### Task brief
Emit a verbatim copy of the lines below from the line with "Convert this screenshot" through the line with "FaLock, FaGlobeAmericas, FaShare", excluding pictures and everything outside that range.

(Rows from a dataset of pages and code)
-- Begin --

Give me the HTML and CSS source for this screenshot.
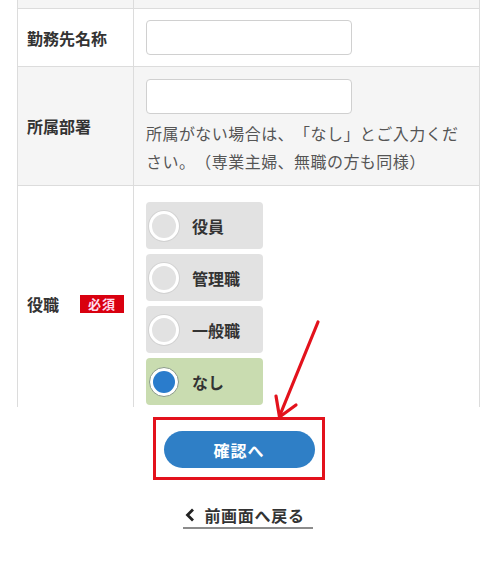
FILE: index.html
```html
<!DOCTYPE html>
<html lang="ja">
<head>
<meta charset="utf-8">
<link rel="stylesheet" href="styles.css">
</head>
<body>
<div class="page">
  <div class="clip">
    <div class="table">
      <div class="row row-top alt">
        <div class="label"></div>
        <div class="value"></div>
      </div>
      <div class="row row-1">
        <div class="label">勤務先名称</div>
        <div class="value"><div class="input"></div></div>
      </div>
      <div class="row row-2 alt">
        <div class="label">所属部署</div>
        <div class="value">
          <div class="input"></div>
          <p class="note">所属がない場合は、「なし」とご入力ください。（専業主婦、無職の方も同様）</p>
        </div>
      </div>
      <div class="row row-3">
        <div class="label">役職<span class="badge">必須</span></div>
        <div class="value options">
          <div class="option"><span class="radio"></span>役員</div>
          <div class="option"><span class="radio"></span>管理職</div>
          <div class="option"><span class="radio"></span>一般職</div>
          <div class="option checked"><span class="radio"><span class="dot"></span></span>なし</div>
        </div>
      </div>
    </div>
  </div>

  <div class="actions">
    <div class="highlight">
      <button class="confirm">確認へ</button>
    </div>
    <a class="back"><span class="chev">
      <svg width="10" height="14" viewBox="0 0 10 14"><path d="M8 1.5 L2.5 7 L8 12.5" fill="none" stroke="#222" stroke-width="2.8" stroke-linejoin="miter"/></svg>
    </span>前画面へ戻る</a>
  </div>

  <svg class="arrow" width="496" height="574" viewBox="0 0 496 574">
    <g fill="none" stroke="#e3121c" stroke-width="3.2" stroke-linecap="round" stroke-linejoin="round">
      <path d="M318 322 L280 415"/>
      <path d="M276 396 L279.5 417 L296 405"/>
    </g>
  </svg>
</div>
</body>
</html>
```
FILE: styles.css
```css
* { box-sizing: border-box; }
html, body { margin: 0; padding: 0; background: #fff; }
body {
  font-family: "Noto Sans CJK JP", "Noto Sans", sans-serif;
  color: #333;
  text-spacing-trim: space-all;
}
.page {
  position: relative;
  width: 496px;
  height: 574px;
  overflow: hidden;
}
.clip {
  height: 407px;
  overflow: hidden;
  padding-left: 17px;
  width: 480px;
}
.table {
  border-left: 1px solid #dcdcdc;
  border-right: 1px solid #dcdcdc;
}
.row {
  display: flex;
  border-bottom: 1px solid #dcdcdc;
}
.row.alt { background: #f5f5f5; }
.label {
  width: 116px;
  flex: none;
  border-right: 1px solid #dcdcdc;
  display: flex;
  align-items: center;
  padding-left: 9px;
  font-size: 16px;
  font-weight: 700;
  color: #333;
}
.value {
  flex: 1;
  padding-left: 12px;
  padding-right: 8px;
}
.row-top { height: 9px; }
.row-1 { height: 58px; }
.row-1 .value { display: flex; align-items: center; }
.input {
  width: 206px;
  height: 35px;
  border: 1px solid #d0d0d0;
  border-radius: 4px;
  background: #fff;
}
.row-2 .value { padding-top: 12px; padding-bottom: 10px; }
.note {
  margin: 5px 0 0;
  font-size: 16px;
  line-height: 28px;
  letter-spacing: 0.45px;
  color: #555;
  text-spacing-trim: space-all;
}
.row-3 { border-bottom: none; }
.badge {
  display: inline-block;
  margin-left: 21px;
  width: 44px;
  height: 18px;
  line-height: 18px;
  background: #d9000f;
  color: #fde;
  font-size: 13px;
  font-weight: 700;
  text-align: center;
  letter-spacing: 1px;
}
.options {
  display: flex;
  flex-direction: column;
  gap: 5px;
  padding-top: 16px;
  padding-bottom: 17px;
}
.option {
  width: 117px;
  height: 47px;
  border-radius: 4px;
  background: #e2e2e2;
  display: flex;
  align-items: center;
  padding-left: 3px;
  gap: 13px;
  font-size: 16px;
  font-weight: 700;
  color: #333;
}
.option.checked { background: #c9dcb0; }
.radio {
  width: 30px;
  height: 30px;
  border-radius: 50%;
  border: 3px solid #fff;
  background: #e2e2e2;
  box-shadow: 0 0 0 1px #d2d2d2;
  display: flex;
  align-items: center;
  justify-content: center;
  flex: none;
}
.checked .radio {
  background: #fff;
  border: 1px solid #8a9a8a;
  box-shadow: none;
}
.dot {
  width: 22px;
  height: 22px;
  border-radius: 50%;
  background: #2a7ccc;
}
.actions {
  display: flex;
  flex-direction: column;
  align-items: center;
  padding-top: 10px;
}
.highlight {
  width: 172px;
  height: 63px;
  margin-right: 18px;
  border: 3px solid #e3121c;
  display: flex;
  align-items: center;
  justify-content: center;
  padding-top: 2px;
}
.confirm {
  width: 151px;
  height: 37px;
  border: none;
  border-radius: 19px;
  background: #2f7fc6;
  color: #fff;
  font-family: "Noto Sans CJK JP", sans-serif;
  font-size: 16px;
  font-weight: 700;
  letter-spacing: 1px;
}
.back {
  margin-top: 24px;
  display: flex;
  align-items: center;
  gap: 9px;
  font-size: 16px;
  font-weight: 700;
  letter-spacing: 0.7px;
  color: #333;
  padding: 0 8px 1px 2px;
  border-bottom: 2px solid #8c8c8c;
  line-height: 22px;
}
.chev { display: flex; align-items: center; }
.arrow {
  position: absolute;
  left: 0;
  top: 0;
  pointer-events: none;
}
```
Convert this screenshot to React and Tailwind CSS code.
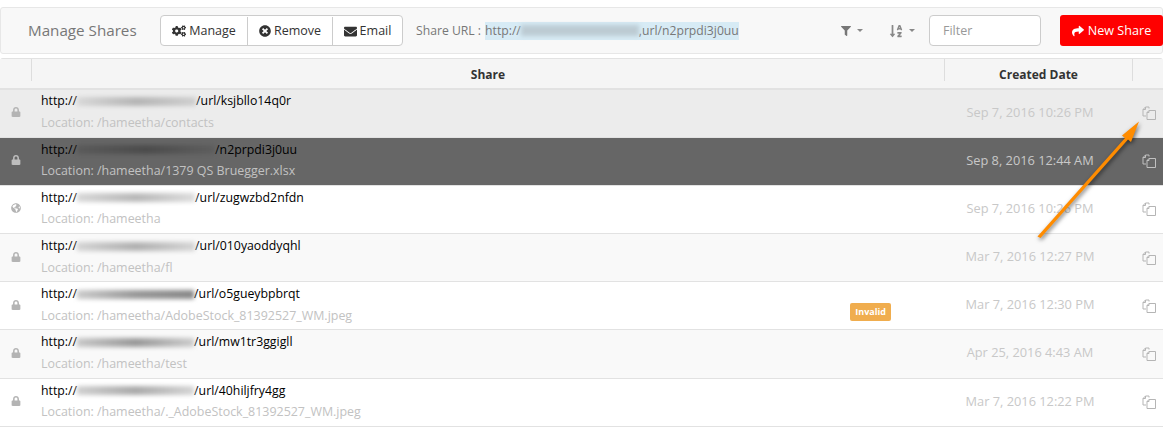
import React from 'react';
import { FaCogs, FaTimesCircle, FaEnvelope, FaFilter, FaSortAlphaDown, FaLock, FaGlobeAmericas, FaShare } from 'react-icons/fa';

const rows = [
  { blur: 'w-[119px] from-[#d8d8d8] via-[#b5b5b5] to-[#cfcfcf]', tail: '/url/ksjbllo14q0r', loc: 'Location: /hameetha/contacts', date: 'Sep 7, 2016 10:26 PM', tone: 'bg-[#ececec]' },
  { blur: 'w-[138px] from-[#5a5a5a] via-[#4c4c4c] to-[#5e5e5e]', tail: '/n2prpdi3j0uu', loc: 'Location: /hameetha/1379 QS Bruegger.xlsx', date: 'Sep 8, 2016 12:44 AM', tone: 'bg-[#666666]', active: true },
  { blur: 'w-[118px] from-[#d8d8d8] via-[#b8b8b8] to-[#dddddd]', tail: '/url/zugwzbd2nfdn', loc: 'Location: /hameetha', date: 'Sep 7, 2016 10:26 PM', tone: 'bg-white', globe: true },
  { blur: 'w-[118px] from-[#d4d4d4] via-[#b0b0b0] to-[#d5d5d5]', tail: '/url/010yaoddyqhl', loc: 'Location: /hameetha/fl', date: 'Mar 7, 2016 12:27 PM', tone: 'bg-[#f9f9f9]' },
  { blur: 'w-[117px] from-[#cccccc] via-[#999999] to-[#888888]', tail: '/url/o5gueybpbrqt', loc: 'Location: /hameetha/AdobeStock_81392527_WM.jpeg', date: 'Mar 7, 2016 12:30 PM', tone: 'bg-white', invalid: true },
  { blur: 'w-[117px] from-[#c8c8c8] via-[#999999] to-[#cccccc]', tail: '/url/mw1tr3ggigll', loc: 'Location: /hameetha/test', date: 'Apr 25, 2016 4:43 AM', tone: 'bg-[#f9f9f9]' },
  { blur: 'w-[117px] from-[#d0d0d0] via-[#aaaaaa] to-[#d5d5d5]', tail: '/url/40hiljfry4gg', loc: 'Location: /hameetha/._AdobeStock_81392527_WM.jpeg', date: 'Mar 7, 2016 12:22 PM', tone: 'bg-white' },
];

function CopyIcon({ color }) {
  return (
    <svg width="14" height="14" viewBox="0 0 14 14" fill="none" stroke={color} strokeWidth="1">
      <path d="M7 2.500V1H3.500L1 3.500V10h3" />
      <path d="M1 3.500h2.500V1" />
      <path d="M7 4.500h6.500v9h-8.500v-7z" />
      <path d="M5 6.500h2v-2" />
    </svg>
  );
}

function Caret() {
  return <span className="ml-[6px] inline-block h-0 w-0 border-x-[3px] border-t-[3px] border-x-transparent border-t-[#888]" />;
}

function Row({ row }) {
  const iconColor = row.active ? 'text-[#bdbdbd]' : 'text-[#b4b4b4]';
  return (
    <div className={`flex h-[48.2px] border-b border-[#e2e2e2] ${row.tone}`}>
      <div className={`flex w-[31px] items-center justify-center pb-[2px] pl-[1px] text-[10px] ${iconColor}`}>
        {row.globe ? <FaGlobeAmericas /> : <FaLock />}
      </div>
      <div className="flex min-w-0 flex-1 items-center pl-[10px]">
        <div className="flex-1 pb-[3px]">
          <div className="flex h-[24px] items-center pb-[3px] text-[12.300px] text-black">
            <span>http://</span>
            <span className={`h-[9px] bg-linear-to-r blur-[2px] ${row.blur}`} />
            <span>{row.tail}</span>
          </div>
          <div className="-mt-[2px] text-[12.450px] leading-[19px] text-[#c2c2c2]">{row.loc}</div>
        </div>
        {row.invalid && (
          <span className="mt-[13px] mr-[53px] rounded-[2px] bg-[#f0ad4e] px-[5px] py-[2px] text-[9px] leading-[14px] font-bold text-white">Invalid</span>
        )}
      </div>
      <div className="flex w-[188px] items-center justify-center pr-[16px] pb-[2px] text-[12.800px] text-[#c8c8c8]">
        {row.date}
      </div>
      <div className="flex w-[31px] items-center justify-center pl-[2px]">
        <CopyIcon color={row.active ? '#c0c0c0' : '#b5b5b5'} />
      </div>
    </div>
  );
}

export default function App() {
  return (
    <div className="relative h-[427px] w-[1167px] overflow-hidden bg-white pt-[7px] pr-[4px] font-['Open_Sans',sans-serif] text-[12px]">
      <div className="flex h-[47px] items-center rounded-[3px] border border-[#e7e7e7] bg-[#f8f8f8]">
        <div className="w-[159px] pl-[27px] text-[15.200px] text-[#777777]">Manage Shares</div>
        <div className="flex h-[31px] overflow-hidden rounded-[4px] border border-[#cccccc] bg-white pt-[1px] text-[12.500px] text-[#333]">
          <button className="flex w-[87px] items-center justify-center gap-[3px] border-r border-[#cccccc]"><FaCogs className="text-[14px]" />Manage</button>
          <button className="flex w-[85px] items-center justify-center gap-[3px] border-r border-[#cccccc]"><FaTimesCircle className="text-[12px]" />Remove</button>
          <button className="flex w-[69px] items-center justify-center gap-[3px]"><FaEnvelope className="text-[13px]" />Email</button>
        </div>
        <div className="ml-[13px] flex items-center pt-[1px] text-[12.200px] text-[#777777]">
          <span className="mr-[4px]">Share URL :</span>
          <span className="flex h-[18px] items-center bg-[#d7ebf5]">
            http://
            <span className="h-[11px] w-[118px] bg-[#bccbd3] blur-[2px]" />
            ,url/n2prpdi3j0uu
          </span>
        </div>
        <div className="flex-1" />
        <div className="flex items-center text-[#777]"><FaFilter className="text-[10px]" /><Caret /></div>
        <div className="ml-[26px] flex items-center text-[#888]"><FaSortAlphaDown className="text-[14px]" /><Caret /></div>
        <input className="ml-[14px] h-[31px] w-[112px] rounded-[4px] border border-[#cccccc] bg-white px-[13px] text-[12.500px] placeholder:text-[#999]" placeholder="Filter" />
        <button className="-mr-[1px] ml-[19px] flex h-[31px] w-[103px] items-center justify-center gap-[4px] rounded-[3px] bg-[#ff0000] pt-[1px] text-[12.600px] text-white"><FaShare className="text-[12px]" />New Share</button>
      </div>

      <div className="mt-[4px] rounded-t-[3px] border-t border-[#e2e2e2]">
        <div className="flex h-[30.500px] border-b-2 border-[#e2e2e2] bg-[#f5f5f5] font-bold text-[#333]">
          <div className="w-[31px]" />
          <div className="flex h-[22px] flex-1 items-center justify-center self-start border-l border-[#dddddd] pt-[10px]">Share</div>
          <div className="flex h-[22px] w-[188px] items-center justify-center self-start border-l border-[#dddddd] pt-[10px]">Created Date</div>
          <div className="h-[22px] w-[31px] border-l border-[#dddddd]" />
        </div>
        {rows.map((row) => (
          <Row key={row.tail} row={row} />
        ))}
      </div>

      <svg className="absolute top-0 left-0 drop-shadow-[1px_2px_2px_rgba(0,0,0,0.55)]" width="1167" height="427" fill="#ff8c00" stroke="none">
        <path d="M1037.500 236.500L1125 138l-3-2.500 17-14-8 20.500-3-2.500-87.500 98.500z" />
      </svg>
    </div>
  );
}
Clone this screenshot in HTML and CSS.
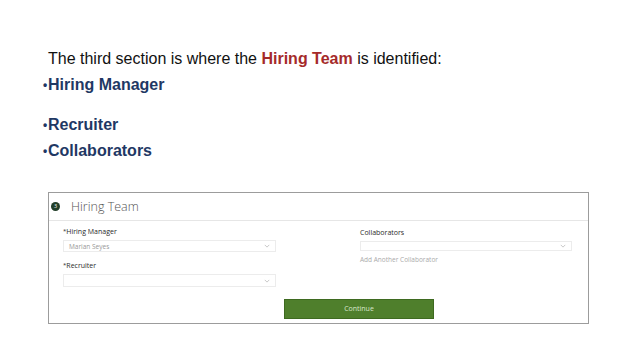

-- End --

### Full answer
Convert this screenshot to React and Tailwind CSS code.
import React from 'react';
import { FaCogs, FaTimesCircle, FaEnvelope, FaFilter, FaSortAlphaDown, FaLock, FaGlobeAmericas, FaShare } from 'react-icons/fa';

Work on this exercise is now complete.